Barlow v. Wal-Mart Inc, et al
United States Court of Appeals Fifth Circuit
F I L E D
IN THE UNITED STATES COURT OF APPEALS FOR THE FIFTH CIRCUIT December 18, 2006 Charles R. Fulbruge III Clerk No. 06-20078 Summary Calendar PAT BARLOW Plaintiff-Appellant, versus WAL-MART STORES, INC.; SAM'S CLUB; AND WEIDER NUTRITION GROUP, Defendants-Appellees. -------------------Appeal From the United States District Court for the Southern District of Texas 4:05-CR-1221 -------------------Before JOLLY, DENNIS, and CLEMENT, Circuit Judges. PER CURIAM:* The plaintiff, Pat Barlow, sued the defendants claiming that she had an allergic reaction to glucosamine chondroitin, an
ingredient in a product manufactured by Weider and sold to her at a Sam's Club. The district court dismissed the case on summary judgment, holding that the defendants had been served outside the limitations period and that the plaintiff had not exercised the required diligence in obtaining service. See Zale Corp. v.
Rosenbaum, 520 S.W.2d 889, 891 (Tex. 1975). We review de novo. Walker v. Sears, Roebuck & Co., 853 F.2d 355, 358 (5th Cir. 1988). Pursuant to 5TH CIR. R. 47.5, the court has determined that this opinion should not be published and is not precedent except under the limited circumstances set forth in 5TH CIR. R. 47.5.4.

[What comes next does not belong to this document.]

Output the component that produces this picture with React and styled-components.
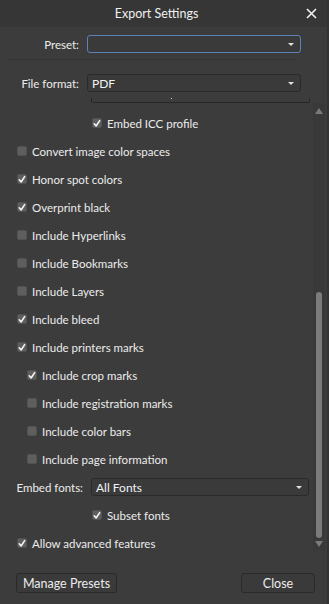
import React from "react";
import styled, { createGlobalStyle } from "styled-components";

const GlobalStyle = createGlobalStyle`
  html, body {
    margin: 0;
    padding: 0;
    background: #3c3c3c;
  }
  * {
    box-sizing: border-box;
  }
`;

const rows = [
  { label: "Embed ICC profile", checked: true, indent: 92 },
  { label: "Convert image color spaces", checked: false, indent: 17 },
  { label: "Honor spot colors", checked: true, indent: 17 },
  { label: "Overprint black", checked: true, indent: 17 },
  { label: "Include Hyperlinks", checked: false, indent: 17 },
  { label: "Include Bookmarks", checked: false, indent: 17 },
  { label: "Include Layers", checked: false, indent: 17 },
  { label: "Include bleed", checked: true, indent: 17 },
  { label: "Include printers marks", checked: true, indent: 17 },
  { label: "Include crop marks", checked: true, indent: 27 },
  { label: "Include registration marks", checked: false, indent: 27 },
  { label: "Include color bars", checked: false, indent: 27 },
  { label: "Include page information", checked: false, indent: 27 },
];

function Check({ checked }) {
  return (
    <Box>
      {checked ? (
        <svg width="9" height="9" viewBox="0 0 9 9">
          <path d="M1.4 4.8 L3.5 7.3 L7.5 1.3" stroke="#f4f4f4" strokeWidth="1.8" fill="none" strokeLinecap="round" strokeLinejoin="round" />
        </svg>
      ) : null}
    </Box>
  );
}

function CheckRow({ label, checked, indent }) {
  return (
    <Row indent={indent}>
      <Check checked={checked} />
      <RowText>{label}</RowText>
    </Row>
  );
}

export default function App() {
  return (
    <Dialog>
      <GlobalStyle />
      <TitleBar>
        <span />
        <Title>Export Settings</Title>
        <CloseX>
          <svg width="11" height="11" viewBox="0 0 11 11">
            <path d="M1 1 L10 10 M10 1 L1 10" stroke="#f0f0f0" strokeWidth="1.6" />
          </svg>
        </CloseX>
      </TitleBar>

      <FieldRow top={8} labelWidth={71} pad={8}>
        <Label>Preset:</Label>
        <Select focused width={214}>
          <span />
          <Caret />
        </Select>
      </FieldRow>

      <Separator />

      <FieldRow top={14} labelWidth={71} pad={8}>
        <Label>File format:</Label>
        <Select width={214}>
          <SelectText>PDF</SelectText>
          <Caret />
        </Select>
      </FieldRow>

      <ClippedPanel>
        <Dot />
      </ClippedPanel>

      <ScrollArea>
        <ScrollContent>
          {rows.map((r) => (
            <CheckRow key={r.label} {...r} />
          ))}
          <FieldRow top={0} labelWidth={67} pad={16} tall>
            <Label>Embed fonts:</Label>
            <Select width={218}>
              <SelectText>All Fonts</SelectText>
              <Caret />
            </Select>
          </FieldRow>
          <CheckRow label="Subset fonts" checked indent={92} />
          <CheckRow label="Allow advanced features" checked indent={17} />
        </ScrollContent>
        <ScrollBar>
          <Arrow up />
          <Track>
            <Thumb />
          </Track>
          <Arrow />
        </ScrollBar>
      </ScrollArea>

      <Footer>
        <Button width={101}>Manage Presets</Button>
        <Button width={74}>Close</Button>
      </Footer>
    </Dialog>
  );
}

const Dialog = styled.div`
  width: 329px;
  height: 604px;
  background: #3c3c3c;
  display: flex;
  flex-direction: column;
  font-family: Lato, "Noto Sans", sans-serif;
  font-size: 11.5px;
  color: #ececec;
  border-right: 2px solid #333333;
`;

const TitleBar = styled.div`
  height: 27px;
  background: #363636;
  display: grid;
  grid-template-columns: 1fr auto 1fr;
  align-items: center;
`;

const Title = styled.div`
  font-size: 12.5px;
  color: #f0f0f0;
  padding-right: 14px;
`;

const CloseX = styled.div`
  justify-self: end;
  margin-right: 10px;
  display: flex;
`;

const FieldRow = styled.div`
  display: flex;
  align-items: center;
  gap: 8px;
  margin-top: ${(p) => p.top}px;
  padding-left: ${(p) => p.pad}px;
  height: ${(p) => (p.tall ? "28px" : "auto")};

  & > div:first-child {
    width: ${(p) => p.labelWidth}px;
  }
`;

const Label = styled.div`
  text-align: right;
  color: #ececec;
  white-space: nowrap;
`;

const Select = styled.div`
  width: ${(p) => p.width}px;
  height: 18px;
  border: 1px solid ${(p) => (p.focused ? "#5d82bb" : "#2a2a2a")};
  border-radius: 3px;
  background: #3a3a3a;
  display: flex;
  align-items: center;
  justify-content: space-between;
  padding: 0 6px 0 4px;
`;

const SelectText = styled.span`
  color: #f2f2f2;
  font-size: 12px;
`;

const Caret = styled.span`
  width: 0;
  height: 0;
  border-left: 3.5px solid transparent;
  border-right: 3.5px solid transparent;
  border-top: 3px solid #e0e0e0;
`;

const Separator = styled.div`
  height: 1px;
  background: #323232;
  margin: 6px 31px 0 8px;
`;

const ClippedPanel = styled.div`
  position: relative;
  height: 5px;
  margin: 6px 0 0 91px;
  width: 219px;
  border: 1px solid #262626;
  border-top: none;
  border-radius: 0 0 2px 2px;
`;

const Dot = styled.span`
  position: absolute;
  left: 79px;
  top: 0;
  width: 1px;
  height: 1px;
  background: #d0d0d0;
`;

const ScrollArea = styled.div`
  display: flex;
  height: 454px;
`;

const ScrollContent = styled.div`
  flex: 1;
  padding-top: 6px;
  display: flex;
  flex-direction: column;
`;

const Row = styled.div`
  height: 28px;
  display: flex;
  align-items: center;
  gap: 5px;
  padding-left: ${(p) => p.indent}px;
`;

const Box = styled.div`
  width: 10px;
  height: 10px;
  border-radius: 2px;
  background: #5e5e5e;
  border: 1px solid #525252;
  display: flex;
  align-items: center;
  justify-content: center;
`;

const RowText = styled.span`
  color: #ececec;
  white-space: nowrap;
`;

const ScrollBar = styled.div`
  width: 12px;
  margin-right: 2px;
  display: flex;
  flex-direction: column;
  align-items: center;
  padding-top: 2px;
  background: #393939;
  height: 447px;
`;

const Arrow = styled.span`
  width: 0;
  height: 0;
  margin: 3px 0;
  border-left: 4px solid transparent;
  border-right: 4px solid transparent;
  ${(p) => (p.up ? "border-bottom: 6px solid #7a7a7a;" : "border-top: 6px solid #7a7a7a;")}
`;

const Track = styled.div`
  flex: 1;
  width: 100%;
  display: flex;
  flex-direction: column;
  justify-content: flex-end;
  align-items: center;
`;

const Thumb = styled.div`
  width: 6px;
  height: 246px;
  border-radius: 3px;
  background: #7b7b7b;
`;

const Footer = styled.div`
  display: flex;
  justify-content: space-between;
  padding: 0 12px 0 16px;
  margin-top: 16px;
`;

const Button = styled.div`
  width: ${(p) => p.width}px;
  height: 20px;
  border: 1px solid #2a2a2a;
  border-radius: 3px;
  background: #3a3a3a;
  display: flex;
  align-items: center;
  justify-content: center;
  font-size: 12.5px;
  color: #ececec;
`;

No. 06-20078 -2In Texas, "[t]he mere filing of a petition will not toll the running of a statute of limitation; to interrupt the statute, the plaintiff must exercise due diligence in procuring the issuance and service of citation upon the defendant." Perry v. Kroger Stores Store No. 119, 741 S.W.2d 533, 534 (Tex. App. Dallas 1987). "The existence of diligence is usually a question of fact, but if no excuse is offered for a delay in procuring service of citation, or if the lapse of time and the plaintiff's acts are such as
conclusively negate diligence, a lack of diligence will be found as a matter of law." Id. Here, the district court found that the plaintiff: (1) filed just before the limitations period expired, (2) did nothing for one month after filling suit, (3) waited an additional month after requesting and receiving summons from the clerk to request an extension, which was granted, and (4) waited two weeks after the extension deadline to finally serve the
defendants. The plaintiff offered no explanations other than that "family reasons" had prevented her from paying fees of thirty-three dollars necessary to obtain a process server. On the facts found by the district court, it did not err in holding that the plaintiff served the defendants outside the limitations period and without diligence. We therefore AFFIRM.